Answer: $f'(x) = 6\tan^2(2x)\sec^2(2x) - 6\sec^3(2x)\tan(2x)$ or $f'(x) = 6\tan(2x)\sec^2(2x)(\tan(2x) - \sec(2x))$ Explain
This is a question about <finding derivatives using the chain rule and power rule for trigonometric functions>. The solving step is:

First, we need to find the derivative of each part of the function separately, then subtract them.
Let's look at the first part: $g(x) = \tan^3(2x)$.
This is like having something raised to the power of 3. So, we use the power rule and the chain rule.
1. Treat $\tan(2x)$ as a single "thing". The derivative of (thing)$^3$ is $3 \times (\text{thing})^2 \times (\text{derivative of the thing})$.
2. So, we get $3(\tan(2x))^2 \times \frac{d}{dx}(\tan(2x))$.
3. Now, we need to find the derivative of $\tan(2x)$. This also uses the chain rule! The derivative of $\tan(u)$ is $\sec^2(u) \times \frac{du}{dx}$.
4. Here, $u=2x$. So, the derivative of $\tan(2x)$ is $\sec^2(2x) \times \frac{d}{dx}(2x)$.
5. The derivative of $2x$ is just $2$.
6. Putting it all together for the first part: $g'(x) = 3\tan^2(2x) \times (\sec^2(2x) \times 2) = 6\tan^2(2x)\sec^2(2x)$.

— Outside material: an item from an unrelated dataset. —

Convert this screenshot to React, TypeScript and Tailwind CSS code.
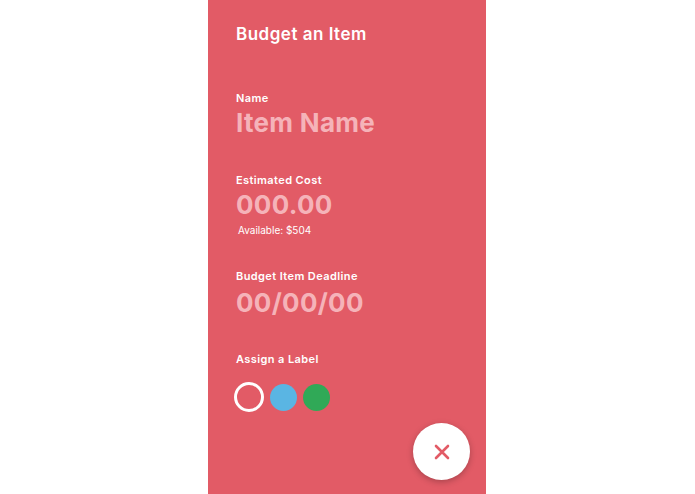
import React from "react";

const labels = [
  { id: "none", cls: "w-[30px] h-[30px] border-[3px] border-white" },
  { id: "blue", cls: "w-[27px] h-[27px] bg-[#5ab5e3]" },
  { id: "green", cls: "w-[27px] h-[27px] bg-[#30a957]" },
];

const Field = ({
  label,
  placeholder,
  className = "",
  gap = "mt-[3px]",
}: {
  label: string;
  placeholder: string;
  className?: string;
  gap?: string;
}) => (
  <div className={className}>
    <div className="text-[11px] leading-[14px] font-semibold tracking-[0.4px] text-white">{label}</div>
    <div className={`${gap} text-[26px] leading-[30px] font-bold tracking-[0.3px] text-[#f5b3b9]`}>
      {placeholder}
    </div>
  </div>
);

export default function App() {
  return (
    <div className="w-[695px] h-[494px] bg-white" style={{ fontFamily: "Inter, 'Noto Sans', sans-serif" }}>
      <div className="relative ml-[208px] w-[278px] h-full bg-[#e25b66] pl-[28px] pt-[24px]">
        <h1 className="text-[17px] leading-[20px] font-semibold tracking-[0.5px] text-white">Budget an Item</h1>

        <Field label="Name" placeholder="Item Name" className="mt-[47px]" />

        <Field label="Estimated Cost" placeholder="000.00" className="mt-[35px]" />
        <div className="pl-[2px] mt-[4px] text-[10px] leading-[12px] text-white">Available: $504</div>

        <Field label="Budget Item Deadline" placeholder="00/00/00" className="mt-[33px]" gap="mt-[5px]" />

        <div className="mt-[34px] text-[11px] leading-[14px] font-semibold tracking-[0.4px] text-white">Assign a Label</div>
        <div className="mt-[16px] flex items-center gap-[6px] -ml-[2px]">
          {labels.map((l) => (
            <span key={l.id} className={`rounded-full ${l.cls}`} />
          ))}
        </div>

        <button className="absolute right-[16px] bottom-[14px] w-[57px] h-[57px] rounded-full bg-white shadow-[0_2px_6px_rgba(0,0,0,0.25)] flex items-center justify-center">
          <svg width="16" height="16" viewBox="0 0 16 16" fill="none" stroke="#e25b66" strokeWidth="2.6" strokeLinecap="round">
            <path d="M2 2L14 14M14 2L2 14" />
          </svg>
        </button>
      </div>
    </div>
  );
}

Now let's look at the second part: $h(x) = \sec^3(2x)$.
We do the same steps as the first part because it's also a power of a trigonometric function with an inner function.
1. Treat $\sec(2x)$ as a "thing". The derivative of (thing)$^3$ is $3 \times (\text{thing})^2 \times (\text{derivative of the thing})$.
2. So, we get $3(\sec(2x))^2 \times \frac{d}{dx}(\sec(2x))$.
3. Now, we need to find the derivative of $\sec(2x)$. This uses the chain rule too! The derivative of $\sec(u)$ is $\sec(u)\tan(u) \times \frac{du}{dx}$.
4. Here, $u=2x$. So, the derivative of $\sec(2x)$ is $\sec(2x)\tan(2x) \times \frac{d}{dx}(2x)$.
5. The derivative of $2x$ is $2$.
6. Putting it all together for the second part: $h'(x) = 3\sec^2(2x) \times (\sec(2x)\tan(2x) \times 2) = 6\sec^3(2x)\tan(2x)$.

Finally, we combine the derivatives of both parts by subtracting the second from the first, just like in the original function:
$f'(x) = g'(x) - h'(x)$
$f'(x) = 6\tan^2(2x)\sec^2(2x) - 6\sec^3(2x)\tan(2x)$

We can also make it look a little neater by factoring out common terms, which are $6$, $\tan(2x)$, and $\sec^2(2x)$:
$f'(x) = 6\tan(2x)\sec^2(2x)[\tan(2x) - \sec(2x)]$